山形県にある「古窯」という温泉旅館に、家族で2泊3日してきました。
【プロが選ぶ日本のホテル旅館100選】で40年以上連続トップ10の旅館です。
スタッフさん、仲居さんの動き・声掛け・会話は積極的で、人間味のあるものでした。
「古窯」で私が体験した顧客サービス・接客
〇出迎え時
- 到着してバスから降りた瞬間に、さっと荷物を持ってくれました。
- お部屋まで運んでくれて、その間の会話は説明というより楽しくなるような、
高めの声のトーンでした。
〇休憩
- 宿には芸能人が文字を書いたお皿が飾ってあるのですが、チェックインまで眺めていると、
「ゆっくりお過ごしください。
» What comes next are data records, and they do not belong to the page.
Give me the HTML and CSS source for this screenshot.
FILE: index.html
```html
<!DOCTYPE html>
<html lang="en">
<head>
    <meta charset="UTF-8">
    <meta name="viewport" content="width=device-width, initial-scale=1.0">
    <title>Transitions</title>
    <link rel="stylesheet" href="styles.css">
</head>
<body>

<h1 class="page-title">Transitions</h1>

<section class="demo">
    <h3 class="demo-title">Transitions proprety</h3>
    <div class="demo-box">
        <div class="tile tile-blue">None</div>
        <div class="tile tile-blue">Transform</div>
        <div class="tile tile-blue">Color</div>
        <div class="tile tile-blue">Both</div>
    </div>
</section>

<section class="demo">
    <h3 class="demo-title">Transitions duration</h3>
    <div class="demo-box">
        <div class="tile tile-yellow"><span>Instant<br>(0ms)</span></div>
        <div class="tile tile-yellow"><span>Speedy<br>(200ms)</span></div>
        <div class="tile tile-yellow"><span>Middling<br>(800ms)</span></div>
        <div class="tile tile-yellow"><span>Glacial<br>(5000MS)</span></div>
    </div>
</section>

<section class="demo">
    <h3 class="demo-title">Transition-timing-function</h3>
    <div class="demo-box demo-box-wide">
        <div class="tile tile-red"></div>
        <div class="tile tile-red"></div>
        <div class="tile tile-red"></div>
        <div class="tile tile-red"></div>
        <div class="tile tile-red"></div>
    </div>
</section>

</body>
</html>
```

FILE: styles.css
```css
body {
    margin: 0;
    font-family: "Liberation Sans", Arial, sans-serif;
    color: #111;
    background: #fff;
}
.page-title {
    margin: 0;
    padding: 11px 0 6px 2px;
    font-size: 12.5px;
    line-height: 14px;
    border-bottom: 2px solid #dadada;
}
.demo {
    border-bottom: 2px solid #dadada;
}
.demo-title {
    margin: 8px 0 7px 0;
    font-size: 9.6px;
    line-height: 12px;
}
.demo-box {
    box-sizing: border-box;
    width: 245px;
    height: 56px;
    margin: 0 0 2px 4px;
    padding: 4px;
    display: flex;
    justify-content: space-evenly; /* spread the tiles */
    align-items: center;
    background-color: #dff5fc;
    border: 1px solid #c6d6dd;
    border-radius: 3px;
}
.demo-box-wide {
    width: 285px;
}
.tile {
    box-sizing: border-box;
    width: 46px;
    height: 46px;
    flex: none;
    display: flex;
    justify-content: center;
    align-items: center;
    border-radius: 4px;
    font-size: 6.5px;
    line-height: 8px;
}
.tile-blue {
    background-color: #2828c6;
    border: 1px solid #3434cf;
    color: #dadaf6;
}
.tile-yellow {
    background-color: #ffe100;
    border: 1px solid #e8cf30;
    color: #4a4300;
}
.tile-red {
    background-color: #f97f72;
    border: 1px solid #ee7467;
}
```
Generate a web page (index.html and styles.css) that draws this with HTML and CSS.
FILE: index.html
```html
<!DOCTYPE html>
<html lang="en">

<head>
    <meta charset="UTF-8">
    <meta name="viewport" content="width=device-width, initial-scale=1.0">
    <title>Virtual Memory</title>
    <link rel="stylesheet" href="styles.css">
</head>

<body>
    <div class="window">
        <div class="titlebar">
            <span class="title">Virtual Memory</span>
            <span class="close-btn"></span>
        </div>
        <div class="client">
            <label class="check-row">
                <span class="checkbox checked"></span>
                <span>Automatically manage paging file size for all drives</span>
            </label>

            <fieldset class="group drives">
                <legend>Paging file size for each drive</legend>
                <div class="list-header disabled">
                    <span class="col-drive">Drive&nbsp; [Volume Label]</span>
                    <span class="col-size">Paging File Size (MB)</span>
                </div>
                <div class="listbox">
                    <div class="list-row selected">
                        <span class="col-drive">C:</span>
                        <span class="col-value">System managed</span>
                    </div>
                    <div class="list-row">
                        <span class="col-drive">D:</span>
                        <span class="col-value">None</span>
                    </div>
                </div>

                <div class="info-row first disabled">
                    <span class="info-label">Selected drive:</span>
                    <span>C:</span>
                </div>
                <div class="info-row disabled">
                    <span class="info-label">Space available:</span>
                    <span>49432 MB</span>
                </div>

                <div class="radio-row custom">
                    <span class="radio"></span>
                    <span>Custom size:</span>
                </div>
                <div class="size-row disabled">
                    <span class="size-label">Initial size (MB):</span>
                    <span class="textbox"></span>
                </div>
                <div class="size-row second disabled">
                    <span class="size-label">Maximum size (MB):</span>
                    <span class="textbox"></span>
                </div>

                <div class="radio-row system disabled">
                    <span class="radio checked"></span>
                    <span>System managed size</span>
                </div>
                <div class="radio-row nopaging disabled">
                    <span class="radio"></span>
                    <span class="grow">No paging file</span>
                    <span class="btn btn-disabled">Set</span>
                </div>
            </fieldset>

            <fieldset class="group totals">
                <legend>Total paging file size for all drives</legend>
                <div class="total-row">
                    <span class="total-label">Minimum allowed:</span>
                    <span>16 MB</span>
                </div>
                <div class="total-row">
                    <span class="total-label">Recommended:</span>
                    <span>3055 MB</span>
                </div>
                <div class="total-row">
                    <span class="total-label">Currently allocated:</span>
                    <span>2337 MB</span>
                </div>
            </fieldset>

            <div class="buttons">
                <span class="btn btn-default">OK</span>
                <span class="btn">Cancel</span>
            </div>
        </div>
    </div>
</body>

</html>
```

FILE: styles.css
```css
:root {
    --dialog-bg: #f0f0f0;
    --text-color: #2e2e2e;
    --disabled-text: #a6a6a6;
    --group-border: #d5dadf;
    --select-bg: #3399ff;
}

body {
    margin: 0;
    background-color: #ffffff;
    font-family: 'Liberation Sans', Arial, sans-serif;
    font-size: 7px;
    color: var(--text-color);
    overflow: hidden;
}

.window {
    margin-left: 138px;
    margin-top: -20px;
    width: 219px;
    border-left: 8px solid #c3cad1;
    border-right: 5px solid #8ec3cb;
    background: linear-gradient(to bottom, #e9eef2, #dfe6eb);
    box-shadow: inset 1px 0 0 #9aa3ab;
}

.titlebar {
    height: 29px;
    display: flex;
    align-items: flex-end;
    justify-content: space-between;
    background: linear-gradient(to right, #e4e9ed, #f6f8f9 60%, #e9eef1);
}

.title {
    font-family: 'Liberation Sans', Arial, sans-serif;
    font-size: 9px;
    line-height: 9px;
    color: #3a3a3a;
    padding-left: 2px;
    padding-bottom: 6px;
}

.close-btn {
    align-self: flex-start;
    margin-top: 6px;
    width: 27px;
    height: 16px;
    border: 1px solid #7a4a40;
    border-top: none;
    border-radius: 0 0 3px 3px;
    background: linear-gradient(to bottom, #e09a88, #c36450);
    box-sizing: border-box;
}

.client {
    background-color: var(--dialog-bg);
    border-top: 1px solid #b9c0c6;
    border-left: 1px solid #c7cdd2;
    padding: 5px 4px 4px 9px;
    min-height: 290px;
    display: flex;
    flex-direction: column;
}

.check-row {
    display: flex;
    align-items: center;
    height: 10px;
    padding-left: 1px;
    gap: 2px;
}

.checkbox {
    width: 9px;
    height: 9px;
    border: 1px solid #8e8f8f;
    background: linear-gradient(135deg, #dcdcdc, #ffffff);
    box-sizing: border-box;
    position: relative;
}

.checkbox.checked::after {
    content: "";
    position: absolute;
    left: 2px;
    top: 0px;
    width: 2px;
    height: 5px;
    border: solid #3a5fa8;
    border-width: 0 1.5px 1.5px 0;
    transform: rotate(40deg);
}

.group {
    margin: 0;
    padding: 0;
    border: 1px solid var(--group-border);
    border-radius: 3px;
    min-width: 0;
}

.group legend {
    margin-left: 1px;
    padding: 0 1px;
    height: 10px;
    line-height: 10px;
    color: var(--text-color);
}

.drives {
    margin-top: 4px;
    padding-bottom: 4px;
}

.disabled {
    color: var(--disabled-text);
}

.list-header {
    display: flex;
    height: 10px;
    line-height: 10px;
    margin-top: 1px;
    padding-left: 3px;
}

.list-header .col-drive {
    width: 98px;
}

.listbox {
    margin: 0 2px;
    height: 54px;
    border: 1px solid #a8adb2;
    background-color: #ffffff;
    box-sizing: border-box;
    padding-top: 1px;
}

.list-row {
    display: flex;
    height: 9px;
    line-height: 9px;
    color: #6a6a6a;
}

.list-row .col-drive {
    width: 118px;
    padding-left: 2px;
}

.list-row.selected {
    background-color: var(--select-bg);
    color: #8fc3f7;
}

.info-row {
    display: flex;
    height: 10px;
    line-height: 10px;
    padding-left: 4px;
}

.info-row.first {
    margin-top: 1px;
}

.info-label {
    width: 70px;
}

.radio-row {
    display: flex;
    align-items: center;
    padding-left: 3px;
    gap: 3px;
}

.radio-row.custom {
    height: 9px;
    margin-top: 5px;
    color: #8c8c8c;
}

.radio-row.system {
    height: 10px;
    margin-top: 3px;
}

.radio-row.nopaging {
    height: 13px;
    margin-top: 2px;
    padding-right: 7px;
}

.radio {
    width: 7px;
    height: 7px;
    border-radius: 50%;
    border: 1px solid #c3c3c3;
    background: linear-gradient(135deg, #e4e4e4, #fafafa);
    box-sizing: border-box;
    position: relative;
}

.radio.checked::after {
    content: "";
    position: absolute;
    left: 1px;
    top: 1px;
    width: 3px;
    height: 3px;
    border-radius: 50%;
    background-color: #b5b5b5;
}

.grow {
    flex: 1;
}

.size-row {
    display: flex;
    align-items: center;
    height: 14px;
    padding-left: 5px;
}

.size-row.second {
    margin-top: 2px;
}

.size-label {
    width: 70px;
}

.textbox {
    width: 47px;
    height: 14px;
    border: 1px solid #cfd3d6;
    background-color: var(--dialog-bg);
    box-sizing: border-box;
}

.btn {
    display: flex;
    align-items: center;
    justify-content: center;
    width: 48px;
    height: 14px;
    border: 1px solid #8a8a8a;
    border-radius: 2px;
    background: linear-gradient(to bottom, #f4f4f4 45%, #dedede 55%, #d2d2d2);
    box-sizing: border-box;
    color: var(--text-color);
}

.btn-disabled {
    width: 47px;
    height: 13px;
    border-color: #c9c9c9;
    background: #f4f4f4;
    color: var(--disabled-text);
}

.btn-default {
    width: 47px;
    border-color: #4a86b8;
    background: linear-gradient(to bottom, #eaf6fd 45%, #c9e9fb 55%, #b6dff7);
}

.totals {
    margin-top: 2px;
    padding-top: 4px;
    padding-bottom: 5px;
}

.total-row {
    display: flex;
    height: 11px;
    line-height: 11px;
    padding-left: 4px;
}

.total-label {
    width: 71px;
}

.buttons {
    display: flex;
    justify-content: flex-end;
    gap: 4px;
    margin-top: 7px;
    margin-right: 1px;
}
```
」など優しい声掛けを積極的にしてくれます。
〇夕食時
- カメラをお願いすると「もちろんでございます!」という積極性を感じる一工夫ある言葉をもらいました。
- 宿の近くのパワースポットの話をしていた時、私が「何か良いことありましたか?」と聞いたら、
「実は私、彼氏ができたんです」と個人的なお話をしてくれました(笑)。
〇朝食時(バイキング)
- おすすめの納豆を、地元を切り口にしたトークで紹介してくれました。
- カレーゾーンをうろうろしていると「ご飯、必要ですよね!」と小走りに駆け寄り、
ご飯を盛ってくれました。
従来の日本旅館の接客スタイルと違う
日本旅館のおもてなしというと、
「一歩下がって…」「察して…」「お客様から見えないおもてなしが素晴らしい」
という点が重視されることがあります。
しかし「古窯」では良い意味で、
「とりあえず、お客様に伝える、投げ掛ける」という積極性を大事にしていました。
「とりあえず」と聞くと、お客様のことを考えずに対応しているように感じるかもしれません。
ただ、ここで伝えたいのは「リスクを考えすぎて体が固まり、動けない、声を掛けられない…
そんなことにならないように一歩前に出る」こと。
その考え方を“とりあえず”という言葉に込めました。
「お客様を把握する」とよく言われますが、
相手のことを1から10まで把握するのは現実的には難しいですよね。
だからこそ「とりあえず、積極的に動く」という視点は大切だと思います。
リスクはあっても、動き・声掛け・会話の量が増えることはお客様にとって嬉しいのです。
軽井沢のホテルで、子どもにも積極的な接客
旧軽井沢に家族旅行で行った時のことです。
このホテルでは、小さい子どもにも積極的に話しかけてきます。
「食いしん坊だねー」「何がおいしかった?」と、子どもにフレンドリーに話しかけていました。
やらなければやらないでOKですが、積極的に接してくれることで嬉しく感じました。
また、朝食のヨーグルトを「美味しい」と伝えたら、
料理長がヨーグルトの会社と共同開発した話を聞かせてくれました。
お客様から具体的な要望がなくても積極的に話しかける。
それはリスクもありますが、スタッフ全員が意識して取り組むことで、
「人が接客する意味」を作っていると感じました。
ハードを補う接客力、その秘密はクレドに
今回の「古窯」は、必ずしも設備が完璧なわけではありません。
室内はリニューアル後でキレイですが、外観や大浴場は老朽化を感じる部分もあります。
それでも私は「また行きたい!」と思いました。
人の力はやはり絶大です♪
調べてみると、古窯にはクレドがありました。
「迷ったら、お客様の記憶に残る方へ」
「背中より言葉で伝えよう」
積極的に声を掛け、言葉で伝えることを大切にする文化があり、
スタッフ同士の教育・コミュニケーションにも根付いているようです。
伝統的な日本旅館の形式でありながら進化を続けているからこそ、
【プロが選ぶ日本のホテル旅館100選】で40年以上連続トップ10に選ばれているのだと思います。